Writing used to be part of my job. As a lecturer in eighteenth-century English Literature, my job was divided up between talking to students about books (teaching), doing the tasks that meant that students came out with degrees (administration) and reading books and the books that had been written about them by other academics, and writing about that (research). The latter is really hard work. Getting articles or books published can take years and involve strained exchanges with anonymous ‘readers’ whose job it is to recommend changes to something I’d been interested in several years before but had probably moved on from. There wasn’t a lot of joy in it for me. Looking back, I think part of the problem was that I was working so hard to ‘get it right’. My arguments were watertight, knotty, and dense: like knitted barbed wire (can barbed wire be watertight? There I go again).  If I’m brave enough to read something I wrote then, I barely understand it. It seems to strain under the weight of fear that my writing would be thought simplistic, unsophisticated, unoriginal – the cardinal sins of academic writing. When my PhD thesis (a massive essay, which I wish I’d called ‘bloody women and their bloody feelings’) was accepted for publication, I was advised to ‘freshen it up’ and let my voice be heard more clearly. The problem with that was I didn’t really have a voice. I could understand arguments and find holes in them. I could make quite clever arguments myself, but I was writing defensively. I wanted to show that I’d thought of everything, made all the connections, read all the hard books. Clever me. But there wasn’t much ‘me’ there.

What was there was an interest in emotion. Feelings, sentiments, what the eighteenth-century called ‘sensibility’. I wrote about how emotion was denigrated, disguised, denied in ‘proper’ writing and in life in general. I think I wrote that over and over in more elaborate ways for about fifteen years. As I was writing about women’s writing, I was trying to show that women didn’t just waft around weeping, and writing about nothing but themselves and their own lives. That, like their male peers, they had views on ‘the world’, could join in political debates and understand abstract philosophical ideas. And that I was like those women. Cleverness on paper, all weeping and wafting done in private.

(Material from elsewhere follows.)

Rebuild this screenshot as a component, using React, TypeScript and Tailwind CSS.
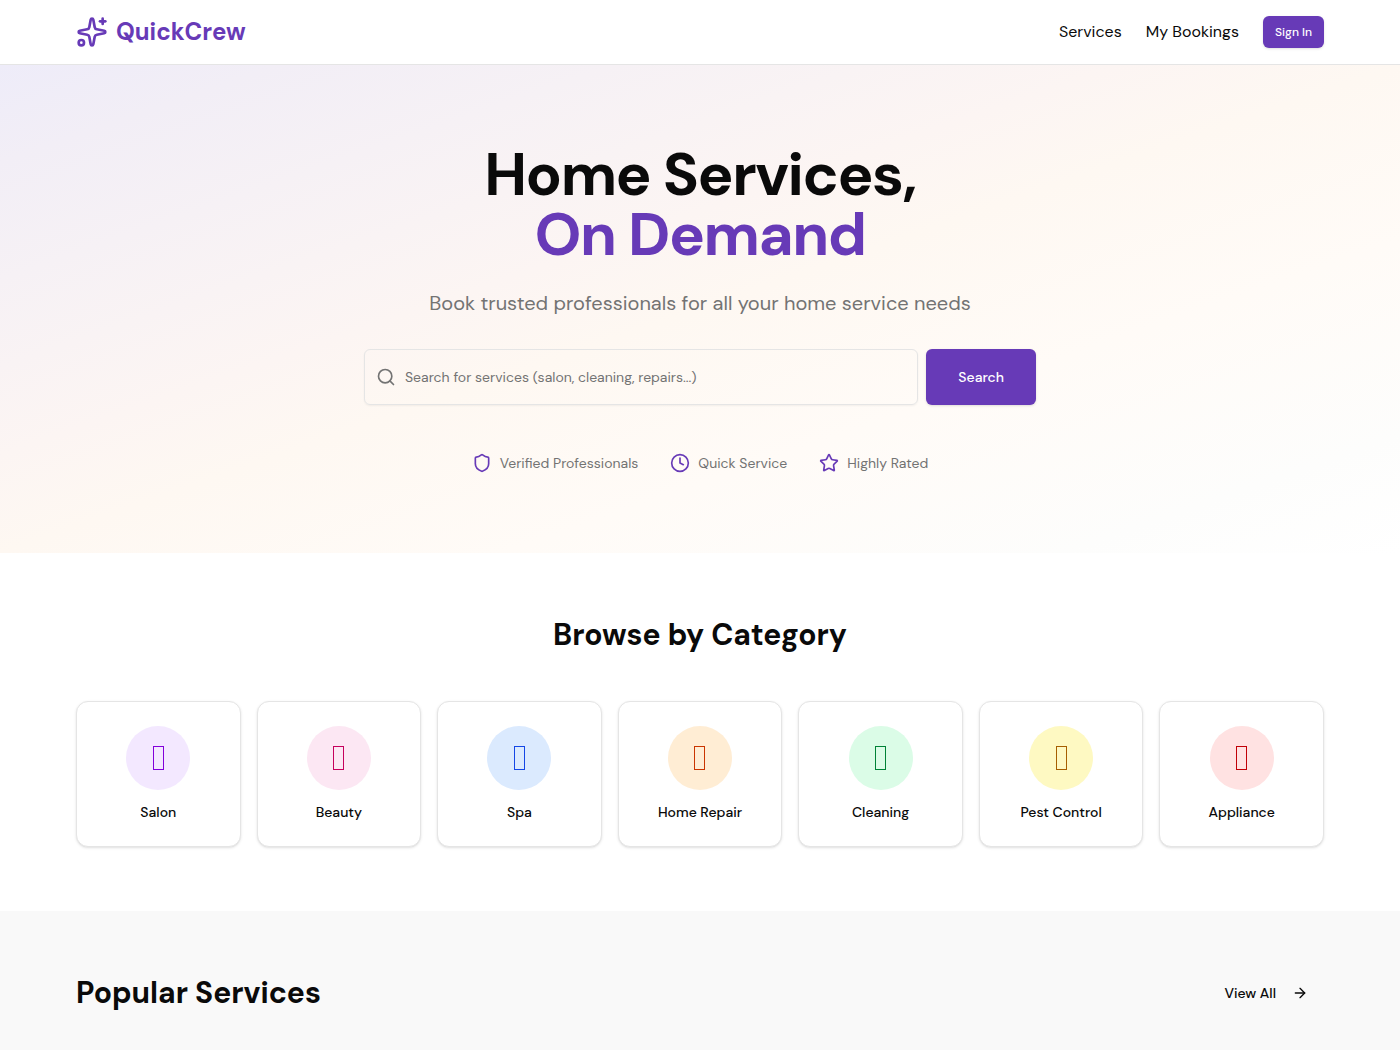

By the time I left my lecturing job, I had done lots of weeping, and smiling, in private. The births in close succession of our three children and the deaths of several close relatives punctuated the first decade of the century. I didn’t have the attention span, or time, required for the kind of writing I had managed in the past. I was too emotionally raw to be critically detached. Once I left my job, I was relieved not to have to feign interest in the debates I’d been so immersed in. I went back to being a student (counsellor) and wrote short essays on counselling theory (analysing emotion again).

Blogging here has been a way to write in a different way, with me ‘in it’; as a counsellor I am, or try to be, just me. Counselling sessions are not ‘about’ my feelings, but nor are my emotions and sensations sent out of the room while I’m working, to be let in again afterwards. There’s a whole load of information in what I’m feeling as another person speaks, or doesn’t speak, and paying attention to that is part of the work I do as we work together.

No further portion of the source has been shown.